No explanation is given as to how the INS forms a judgement of the father's freedom to speak given the fact he has to continue to live under a regime that has spent 41 years in power and is "credited" by the Black Book on Communism with having sent 15,000 people to the firing squad. No explanation is given either as to why the father refused for months to apply for a visa to visit his son.

In any case the alleged parental rights accruing to Elian's father are non-existent as they have been usurped by the State which assumes the right to educate, indoctrinate and to sculpt a child's personality according to the tenets of Marxism. At eleven years of age, the State imposes a boarding school requirement and separates parents from their children.

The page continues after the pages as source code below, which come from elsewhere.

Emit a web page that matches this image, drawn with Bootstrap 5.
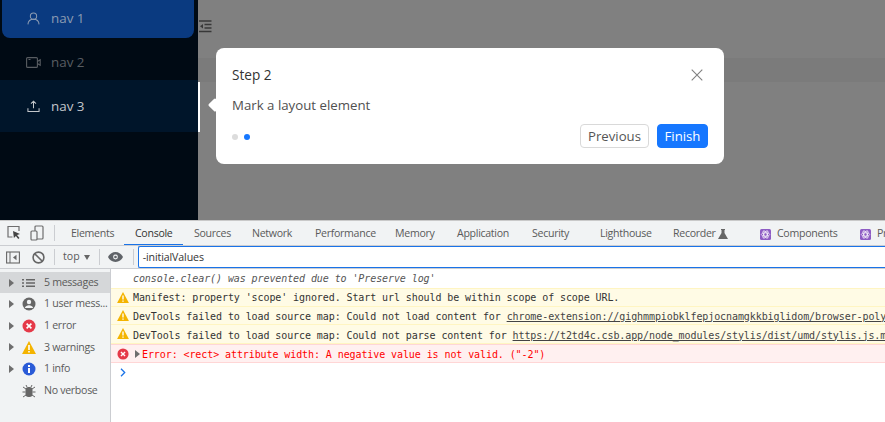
<!DOCTYPE html>
<html lang="en">
<head>
<meta charset="utf-8">
<title>Tour</title>
<link rel="stylesheet" href="https://cdn.jsdelivr.net/npm/bootstrap@5.3.0/dist/css/bootstrap.min.css">
<style>
html,body{margin:0;height:422px;overflow:hidden;background:#fff}
body{font-family:"Open Sans","Noto Sans",sans-serif;font-size:12px;color:#333}
.stage{height:220px;position:relative;background:#808080}
.stage-band{height:24px;background:#7b7b7b}
.stage-main{flex:1 1 auto}
.stage-ico{display:block}
.stage-head{height:58px;padding:20px 0 0 1px}
.side{width:198px;flex:0 0 198px;background:#000a14;height:220px}
.navrow{display:flex;align-items:center;padding-left:27px;gap:11px;font-size:13.4px;color:#6e747a}
.navrow svg{flex:none}
.nav-a{height:38px;margin:0 4px 0 2px;padding-left:25px;padding-bottom:2px;background:#0a3a80;border-radius:0 0 8px 8px;color:#8b9bb2}
.nav-b{height:42px;padding-left:26px;padding-top:6px;gap:10px;color:#585d62}
.nav-c{height:52px;background:#00152a;border-right:2px solid #fff;color:#c3c6ca;margin-right:-2px}
.tourbox{position:absolute;left:216px;top:48px;width:508px;height:116px;background:#fff;border-radius:8px;padding:16px;color:#444}
.tourbox::before{content:"";position:absolute;left:-8px;top:50px;width:14px;height:14px;background:#fff;transform:rotate(45deg) scale(.72);border-radius:2px}
.tour-title{font-size:13.6px;font-weight:500;color:#333;line-height:22px}
.tour-text{font-size:13.25px;line-height:22px;margin-top:8px;color:#505050}
.tour-close{position:absolute;left:475px;top:21px;line-height:0}
.dotset{gap:6px;margin-top:2px}
.dot{width:6px;height:6px;border-radius:50%;background:#dcdcdc}
.dot-on{background:#1677ff}
.tour-foot{margin-top:8px;height:24px}
.tbtn{--bs-btn-font-size:13.2px;font-size:13.2px;line-height:22px;padding:0;border-radius:4px}
.tbtn-a{width:69px;border:1px solid #d9d9d9;background:#fff;color:#555}
.tbtn-b{width:51px;border:1px solid #1677ff;background:#1677ff;color:#fff}
.tabbar{display:grid;grid-template-columns:71px 64px 59px 58px 63px 80px 62px 75px 68px 73px 87px 100px 25px;height:26px;border-top:1px solid #c9c9c9;border-bottom:1px solid #cbcdd1;background:#f1f3f4;font-size:10.6px;letter-spacing:-.3px;color:#5a5a5a;white-space:nowrap;overflow:hidden;align-items:center;position:relative}
.tabbar>span{display:flex;align-items:center;height:100%;padding-top:2px}
.tabbar svg{flex:none}
.tabgl{margin-right:6px}
.tab-on{color:#333;position:relative}
.tab-on::after{content:"";position:absolute;left:-11px;width:59px;bottom:-1px;height:2px;background:#1a73e8}
.tabbar>.tools-ico{position:absolute;top:4px;line-height:0;height:auto;padding-top:0}
.ti-a{left:7px}.ti-b{left:30px}.tabbar>.ti-c{left:54px;height:16px}
.toolbar{height:23px;display:flex;align-items:center;background:#f1f3f4;border-bottom:1px solid #cbcdd1;position:relative;font-size:10.6px;color:#5a5a5a}
.toolbar svg{display:block}
.tbsep{width:1px;height:16px;background:#cbcdd1;flex:none}
.tb-panel{margin-left:6px}.tb-block{margin-left:12px}.tb-s1{margin-left:9px}.tb-top{margin-left:8px}
.tb-caret{margin-left:4px;width:0;height:0;border-top:5px solid #666;border-left:3.5px solid transparent;border-right:3.5px solid transparent}
.tb-s2{margin-left:9px}.tb-eye{margin-left:8px}.tb-s3{margin-left:10px}
.filterbox{flex:1 1 auto;height:22px;margin-left:4px;background:#fff;border:solid #1a73e8;border-width:1px 0 1px 1px;border-radius:2px 0 0 2px;padding-left:4px;line-height:20px;color:#333;font-size:10.6px;letter-spacing:-.1px}
.dtbody{display:flex;height:153px}
.dtside{width:111px;flex:none;background:#f1f3f4;border-right:1px solid #cbcdd1;padding-top:3px;font-size:10.6px;letter-spacing:-.3px;color:#5a5a5a;white-space:nowrap;overflow:hidden}
.dtrow{display:flex;align-items:center;height:21.6px;padding-top:1px}
.dtrow-on{background:#d5d7d9;height:21px}
.dtarrow{width:0;height:0;border-left:5px solid #6e6e6e;border-top:4px solid transparent;border-bottom:4px solid transparent;margin:0 8px 0 9px;flex:none}
.dtarrow-none{width:22px;flex:none}
.dtico{width:14px;flex:none;margin-right:8px;line-height:0;display:block}
.logarea{flex:1 1 auto;min-width:0;font-family:"DejaVu Sans Mono","Liberation Mono",monospace;font-size:10px;letter-spacing:-.09px;white-space:nowrap;overflow:hidden;padding-top:1px;color:#333}
.logrow{display:flex;align-items:center;padding-left:22px;position:relative}
.logrow svg{position:absolute;left:6px;top:3px}
.logq{font-style:italic;color:#555;height:18px;padding-bottom:2px}
.logw{background:#fffbe5;border-bottom:1px solid #fff5c2;height:19px}
.logw+.logw{height:18px;padding-top:1px}
.logw+.logw+.logw{height:19px;padding-top:2px}
.logq+.logw{border-top:1px solid #fff5c2}
.loge{background:#fff0f0;border-top:1px solid #ffd6d6;border-bottom:1px solid #ffd6d6;color:#f00;height:19px;padding-top:1px}
.logw a{color:#444;text-decoration:underline}
.tri{width:0;height:0;border-left:5px solid #6e6e6e;border-top:4px solid transparent;border-bottom:4px solid transparent;margin-right:2px;margin-left:2px}
.prompt{padding-left:9px;padding-top:5px;line-height:0}
</style>
</head>
<body>
<div class="stage d-flex">
  <aside class="side">
    <div class="navrow nav-a"><svg width="13" height="13" viewBox="0 0 14 14" fill="none" stroke="#8b9bb2" stroke-width="1.1"><circle cx="7" cy="4.5" r="3.4"/><path d="M1 13.300c.3-3.300 2.800-5.400 6-5.400s5.700 2.100 6 5.400"/></svg><span>nav 1</span></div>
    <div class="navrow nav-b"><svg width="15" height="11" viewBox="0 0 15 11" fill="none" stroke="#585d62" stroke-width="1.100"><rect x=".6" y=".6" width="10.800" height="9.800" rx="1"/><path d="M2.500 2.500h2M11.400 4.500l2.800-1.700v5.400L11.400 6.500"/></svg><span>nav 2</span></div>
    <div class="navrow nav-c"><svg width="13" height="13" viewBox="0 0 14 14" fill="none" stroke="#c3c6ca" stroke-width="1.100"><path d="M7 9V1.500M4.300 4 7 1.300 9.700 4M1 9v3.500h12V9"/></svg><span>nav 3</span></div>
  </aside>
  <div class="stage-main">
    <div class="stage-head"><svg class="stage-ico" width="13" height="13" viewBox="0 0 13 13" fill="none" stroke="#383838"><path d="M0 1h12.500M0 11.500h12.500" stroke-width="1.700"/><path d="M5.500 4.500h7M5.500 8h7" stroke-width="1.300"/><path d="M1 6.300 4 4v4.600z" fill="#383838" stroke="none"/></svg></div>
    <div class="stage-band"></div>
  </div>
  <div class="tourbox">
    <div class="tour-title">Step 2</div>
    <div class="tour-text">Mark a layout element</div>
    <div class="tour-close"><svg width="12" height="12" viewBox="0 0 12 12" stroke="#808080" stroke-width="1.100" fill="none"><path d="M.7.700l10.600 10.600M11.300.700.700 11.300"/></svg></div>
    <div class="tour-foot d-flex align-items-center justify-content-between">
      <div class="d-flex dotset align-items-center"><span class="dot d-block"></span><span class="dot dot-on d-block"></span></div>
      <div class="d-flex gap-2"><button type="button" class="btn tbtn tbtn-a">Previous</button><button type="button" class="btn tbtn tbtn-b">Finish</button></div>
    </div>
  </div>
</div>
<div class="tabbar">
  <span class="tools-ico ti-a"><svg width="14" height="15" viewBox="0 0 14 15" fill="none"><path d="M12 6V1.500H1V12h4.500" stroke="#6e6e6e" stroke-width="1.200"/><path d="M6 6l7 3-3 1 2.500 3-1.300 1-2.300-3-2 2z" fill="#444"/></svg></span>
  <span class="tools-ico ti-b"><svg width="14" height="16" viewBox="0 0 14 16" fill="none" stroke="#6e6e6e" stroke-width="1.200"><rect x="5" y="1" width="8" height="13" rx="1"/><rect x="1" y="6" width="6" height="9" rx="1" fill="#f1f3f4"/></svg></span>
  <span class="tools-ico tbsep ti-c"></span>
  <span></span><span>Elements</span><span class="tab-on">Console</span><span>Sources</span><span>Network</span><span>Performance</span><span>Memory</span><span>Application</span><span>Security</span><span>Lighthouse</span><span>Recorder&nbsp;<svg width="10" height="10" viewBox="0 0 10 10" fill="#666"><path d="M3 0h4v1H6.500v3L10 10H0l3.500-6V1H3z"/></svg></span><span><svg class="tabgl" width="11" height="11" viewBox="0 0 11 11"><rect width="11" height="11" rx="1.500" fill="#8e5cc4"/><g fill="none" stroke="#fff" stroke-width=".7"><ellipse cx="5.500" cy="5.500" rx="4.200" ry="1.700"/><ellipse cx="5.500" cy="5.500" rx="4.200" ry="1.700" transform="rotate(60 5.500 5.500)"/><ellipse cx="5.500" cy="5.500" rx="4.200" ry="1.700" transform="rotate(120 5.500 5.500)"/></g></svg>Components</span><span><svg class="tabgl" width="11" height="11" viewBox="0 0 11 11"><rect width="11" height="11" rx="1.500" fill="#8e5cc4"/><g fill="none" stroke="#fff" stroke-width=".7"><ellipse cx="5.500" cy="5.500" rx="4.200" ry="1.700"/><ellipse cx="5.500" cy="5.500" rx="4.200" ry="1.700" transform="rotate(60 5.500 5.500)"/><ellipse cx="5.500" cy="5.500" rx="4.200" ry="1.700" transform="rotate(120 5.500 5.500)"/></g></svg>Profiler</span>
</div>
<div class="toolbar">
  <span class="d-block tb-panel"><svg width="14" height="13" viewBox="0 0 14 13" fill="none"><rect x=".6" y="1" width="12.800" height="11" stroke="#666" stroke-width="1.100"/><path d="M4 1v11" stroke="#666"/><path d="M10.500 3.800v5.400L7 6.500z" fill="#666"/></svg></span>
  <span class="d-block tb-block"><svg width="13" height="13" viewBox="0 0 13 13" fill="none" stroke="#666" stroke-width="1.600"><circle cx="6.500" cy="6.500" r="5.400"/><path d="M2.700 2.700l7.600 7.600"/></svg></span>
  <span class="tbsep tb-s1"></span>
  <span class="tb-top">top</span>
  <span class="d-block tb-caret"></span>
  <span class="tbsep tb-s2"></span>
  <span class="d-block tb-eye"><svg width="15" height="10" viewBox="0 0 15 10"><path d="M7.500 0C4 0 1.300 2.300 0 5c1.300 2.700 4 5 7.500 5S13.700 7.700 15 5C13.700 2.300 11 0 7.500 0z" fill="#5f6368"/><circle cx="7.500" cy="5" r="2.400" fill="#f1f3f4"/><circle cx="7.500" cy="5" r="1.300" fill="#5f6368"/></svg></span>
  <span class="tbsep tb-s3"></span>
  <div class="filterbox">-initialValues</div>
</div>
<div class="dtbody">
  <div class="dtside">
    <div class="dtrow dtrow-on"><span class="dtarrow"></span><svg class="dtico" width="14" height="10" viewBox="0 0 14 10" fill="#666"><path d="M0 1h2v1.500H0zM4 1h9v1.500H4zM0 4.300h2v1.500H0zM4 4.300h9v1.500H4zM0 7.500h2V9H0zM4 7.500h9V9H4z"/></svg><span>5 messages</span></div>
    <div class="dtrow"><span class="dtarrow"></span><svg class="dtico" width="14" height="14" viewBox="0 0 14 14"><circle cx="7" cy="7" r="6.500" fill="#666"/><circle cx="7" cy="5" r="2.200" fill="#f1f3f4"/><path d="M2.800 11c.6-2 2.300-2.800 4.200-2.800s3.600.800 4.200 2.800z" fill="#f1f3f4"/></svg><span>1 user mess...</span></div>
    <div class="dtrow"><span class="dtarrow"></span><svg class="dtico" width="14" height="14" viewBox="0 0 14 14"><circle cx="7" cy="7" r="6.500" fill="#e53948"/><path d="M4.600 4.600l4.800 4.800M9.400 4.600 4.600 9.400" stroke="#fff" stroke-width="1.600"/></svg><span>1 error</span></div>
    <div class="dtrow"><span class="dtarrow"></span><svg class="dtico" width="14" height="13" viewBox="0 0 14 13"><path d="M7 0 14 13H0z" fill="#f4b400"/><path d="M6.200 4h1.600v5H6.200zM6.200 10h1.600v1.500H6.200z" fill="#fff"/></svg><span>3 warnings</span></div>
    <div class="dtrow"><span class="dtarrow"></span><svg class="dtico" width="14" height="14" viewBox="0 0 14 14"><circle cx="7" cy="7" r="6.500" fill="#2a5bd7"/><path d="M6 6h2v5H6zM6 3h2v2H6z" fill="#fff"/></svg><span>1 info</span></div>
    <div class="dtrow"><span class="dtarrow-none"></span><svg class="dtico" width="14" height="14" viewBox="0 0 14 14" fill="#666"><rect x="3.500" y="3" width="7" height="10" rx="3"/><path d="M1 3l3 2M13 3l-3 2M.5 8h3M13.500 8h-3M1 13l3-2M13 13l-3-2M5 3l-1-2M9 3l1-2" stroke="#666" fill="none"/></svg><span>No verbose</span></div>
  </div>
  <div class="logarea">
    <div class="logrow logq">console.clear() was prevented due to 'Preserve log'</div>
    <div class="logrow logw"><svg width="12" height="11" viewBox="0 0 14 13"><path d="M7 0 14 13H0z" fill="#f4b400"/><path d="M6.200 4h1.600v5H6.200zM6.200 10h1.600v1.500H6.200z" fill="#fff"/></svg>Manifest: property 'scope' ignored. Start url should be within scope of scope URL.</div>
    <div class="logrow logw"><svg width="12" height="11" viewBox="0 0 14 13"><path d="M7 0 14 13H0z" fill="#f4b400"/><path d="M6.200 4h1.600v5H6.200zM6.200 10h1.600v1.500H6.200z" fill="#fff"/></svg>DevTools failed to load source map: Could not load content for&nbsp;<a href="#">chrome-extension://gighmmpiobklfepjocnamgkkbiglidom/browser-polyfill.js.map</a></div>
    <div class="logrow logw"><svg width="12" height="11" viewBox="0 0 14 13"><path d="M7 0 14 13H0z" fill="#f4b400"/><path d="M6.200 4h1.600v5H6.200zM6.200 10h1.600v1.500H6.200z" fill="#fff"/></svg>DevTools failed to load source map: Could not parse content for&nbsp;<a href="#">https://t2td4c.csb.app/node_modules/stylis/dist/umd/stylis.js.map</a></div>
    <div class="logrow loge"><svg width="12" height="12" viewBox="0 0 14 14"><circle cx="7" cy="7" r="6.500" fill="#e53948"/><path d="M4.600 4.600l4.800 4.800M9.400 4.600 4.600 9.400" stroke="#fff" stroke-width="1.600"/></svg><span class="tri"></span>Error: &lt;rect&gt; attribute width: A negative value is not valid. ("-2")</div>
    <div class="prompt"><svg width="6" height="9" viewBox="0 0 6 9" fill="none" stroke="#1a73e8" stroke-width="1.300"><path d="M1 .800 4.700 4.500 1 8.200"/></svg></div>
  </div>
</div>
</body>
</html>
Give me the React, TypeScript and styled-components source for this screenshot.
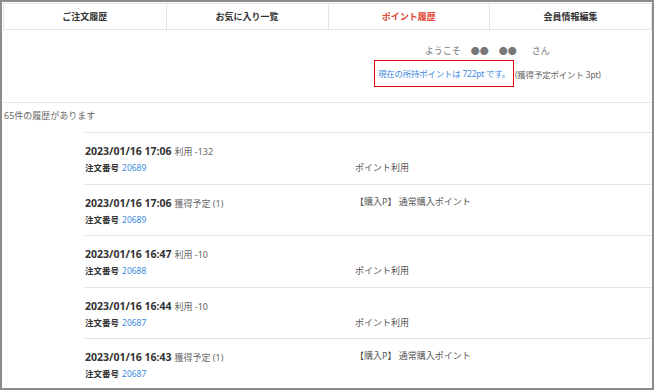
import React from "react";
import styled, { createGlobalStyle } from "styled-components";

const GlobalStyle = createGlobalStyle`
    html, body {
        margin: 0;
        padding: 0;
        background: #fff;
    }
    body {
        font-family: "Noto Sans", "Noto Sans CJK JP", sans-serif;
        color: #333;
    }
`;

const Frame = styled.div`
    box-sizing: border-box;
    width: 654px;
    height: 390px;
    border: 2px solid #8c8c8c;
    padding: 1px 0 0 1px;
    overflow: hidden;
    background: #fff;
`;

const Nav = styled.nav`
    display: grid;
    grid-template-columns: repeat(4, 1fr);
    height: 27px;
    box-sizing: border-box;
    border: 1px solid #e4e4e4;
`;

const Tab = styled.div<{ $active?: boolean; $first?: boolean }>`
    display: flex;
    align-items: center;
    justify-content: center;
    border-left: ${(p) => (p.$first ? "none" : "1px solid #e4e4e4")};
    font-size: 9px;
    font-weight: 700;
    color: ${(p) => (p.$active ? "#e2452f" : "#333")};
`;

const Greeting = styled.div`
    width: fit-content;
    margin: 15px 0 0 371px;
    text-align: center;
    padding-bottom: 15px;
`;

const Welcome = styled.div`
    font-size: 9px;
    line-height: 12px;
    color: #777;
    margin-bottom: 3px;
`;

const Gap = styled.span<{ $w: number }>`
    display: inline-block;
    width: ${(p) => p.$w}px;
`;

const PointsLine = styled.div`
    display: flex;
    align-items: center;
    font-size: 8.5px;
    letter-spacing: -0.2px;
    color: #666;
`;

const PointsBox = styled.span`
    display: inline-block;
    border: 1px solid #e60012;
    padding: 6px 3px;
    line-height: 13px;
    letter-spacing: -0.25px;
    color: #3a8be0;
    margin-right: 1px;
`;

const Divider = styled.div`
    border-top: 1px solid #e4e4e4;
`;

const Count = styled.div`
    font-size: 9px;
    line-height: 12px;
    color: #666;
    padding: 7px 0 0 1px;
    margin-bottom: 10px;
`;

const List = styled.div`
    margin-left: 82px;
`;

const Row = styled.div`
    display: grid;
    grid-template-columns: 270px 1fr;
    border-top: 1px solid #e2e2e2;
    padding: 10px 0 9px;
    height: 51.5px;
    box-sizing: border-box;
`;

const Info = styled.div`
    display: flex;
    flex-direction: column;
`;

const DateLine = styled.div`
    line-height: 16px;
    font-size: 10.5px;
    font-weight: 700;
    color: #333;
`;

const Kind = styled.span`
    font-size: 9px;
    font-weight: 400;
    color: #666;
    margin-left: 3px;
`;

const OrderLine = styled.div`
    line-height: 16px;
    font-size: 8.5px;
    font-weight: 700;
    color: #333;
`;

const OrderNo = styled.span`
    font-weight: 400;
    color: #3a8be0;
    margin-left: 3px;
`;

const Desc = styled.div<{ $low?: boolean }>`
    font-size: 9px;
    line-height: 14px;
    color: #555;
    padding-top: ${(p) => (p.$low ? "18px" : "0")};
`;

type Entry = {
    date: string;
    kind: string;
    amount: string;
    order: string;
    desc: string;
    use: boolean;
};

const entries: Entry[] = [
    { date: "2023/01/16 17:06", kind: "利用", amount: "-132", order: "20689", desc: "ポイント利用", use: true },
    { date: "2023/01/16 17:06", kind: "獲得予定", amount: "(1)", order: "20689", desc: "【購入P】 通常購入ポイント", use: false },
    { date: "2023/01/16 16:47", kind: "利用", amount: "-10", order: "20688", desc: "ポイント利用", use: true },
    { date: "2023/01/16 16:44", kind: "利用", amount: "-10", order: "20687", desc: "ポイント利用", use: true },
    { date: "2023/01/16 16:43", kind: "獲得予定", amount: "(1)", order: "20687", desc: "【購入P】 通常購入ポイント", use: false },
];

const tabs = ["ご注文履歴", "お気に入り一覧", "ポイント履歴", "会員情報編集"];

export default function App() {
    return (
        <>
            <GlobalStyle />
            <Frame>
                <Nav>
                    {tabs.map((t, i) => (
                        <Tab key={t} $first={i === 0} $active={i === 2}>
                            {t}
                        </Tab>
                    ))}
                </Nav>
                <Greeting>
                    <Welcome>
                        ようこそ<Gap $w={10} />●●<Gap $w={10} />●●<Gap $w={15} />さん
                    </Welcome>
                    <PointsLine>
                        <PointsBox>現在の所持ポイントは 722pt です。</PointsBox>
                        (獲得予定ポイント 3pt)
                    </PointsLine>
                </Greeting>
                <Divider />
                <Count>65件の履歴があります</Count>
                <List>
                    {entries.map((e, i) => (
                        <Row key={i}>
                            <Info>
                                <DateLine>
                                    {e.date}
                                    <Kind>
                                        {e.kind} {e.amount}
                                    </Kind>
                                </DateLine>
                                <OrderLine>
                                    注文番号<OrderNo>{e.order}</OrderNo>
                                </OrderLine>
                            </Info>
                            <Desc $low={e.use}>{e.desc}</Desc>
                        </Row>
                    ))}
                </List>
            </Frame>
        </>
    );
}
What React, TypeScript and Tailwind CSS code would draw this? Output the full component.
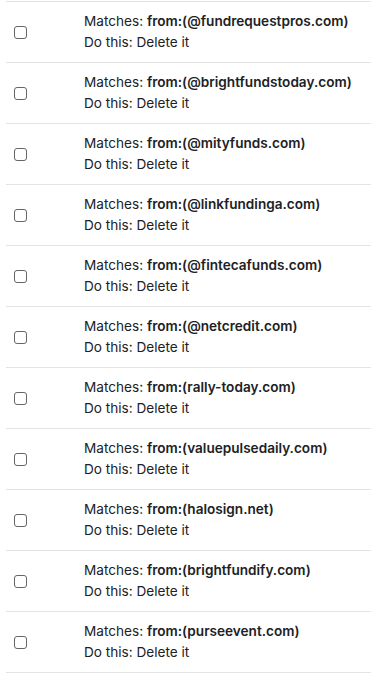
const domains = [
  "@fundrequestpros.com",
  "@brightfundstoday.com",
  "@mityfunds.com",
  "@linkfundinga.com",
  "@fintecafunds.com",
  "@netcredit.com",
  "rally-today.com",
  "valuepulsedaily.com",
  "halosign.net",
  "brightfundify.com",
  "purseevent.com",
];

function FilterRow({ domain }: { domain: string }) {
  return (
    <div className="flex h-[61px] items-center border-b border-[#e3e3e3]">
      <div className="flex w-[78px] shrink-0 pl-[8px]">
        <span className="block h-[13px] w-[13px] rounded-[3px] border border-[#666] bg-white" />
      </div>
      <div className="flex flex-col text-[13.6px] leading-[21px] text-[#202124]">
        <div>
          Matches: <span className="font-semibold">from:({domain})</span>
        </div>
        <div>Do this: Delete it</div>
      </div>
    </div>
  );
}

export default function App() {
  return (
    <div className="min-h-[676px] bg-white pt-[1px] font-['Inter',sans-serif]">
      <div className="ml-[6px] border-t border-[#e3e3e3]">
        {domains.map((d) => (
          <FilterRow key={d} domain={d} />
        ))}
      </div>
    </div>
  );
}
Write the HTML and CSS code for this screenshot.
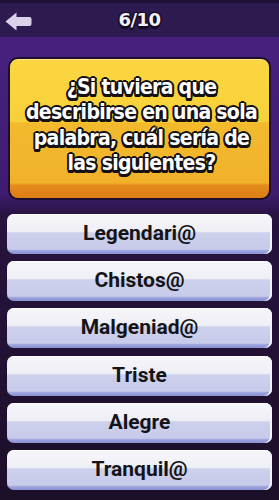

According to the Cuba Country Report on Human Rights Practices for 1998 ( issued by the State Department, the Cuban government "requires children to work without compensation. All students over age 11 are expected to devote 30 to 45 days of their summer vacation to farm work, laboring up to 8 hours per day. The Ministry of Agriculture uses 'voluntary labor' by student work brigades extensively in the farming sector."

This is the future that awaits Elian if the Clinton administration prevails. The INS determination that Elian should be sent back to Cuba is faulty both in terms of Cuban and International Law including treaties signed and ratified by the United States and does not take into consideration the best interest of the child. Elian richly deserves political asylum. It can and should be granted under the law.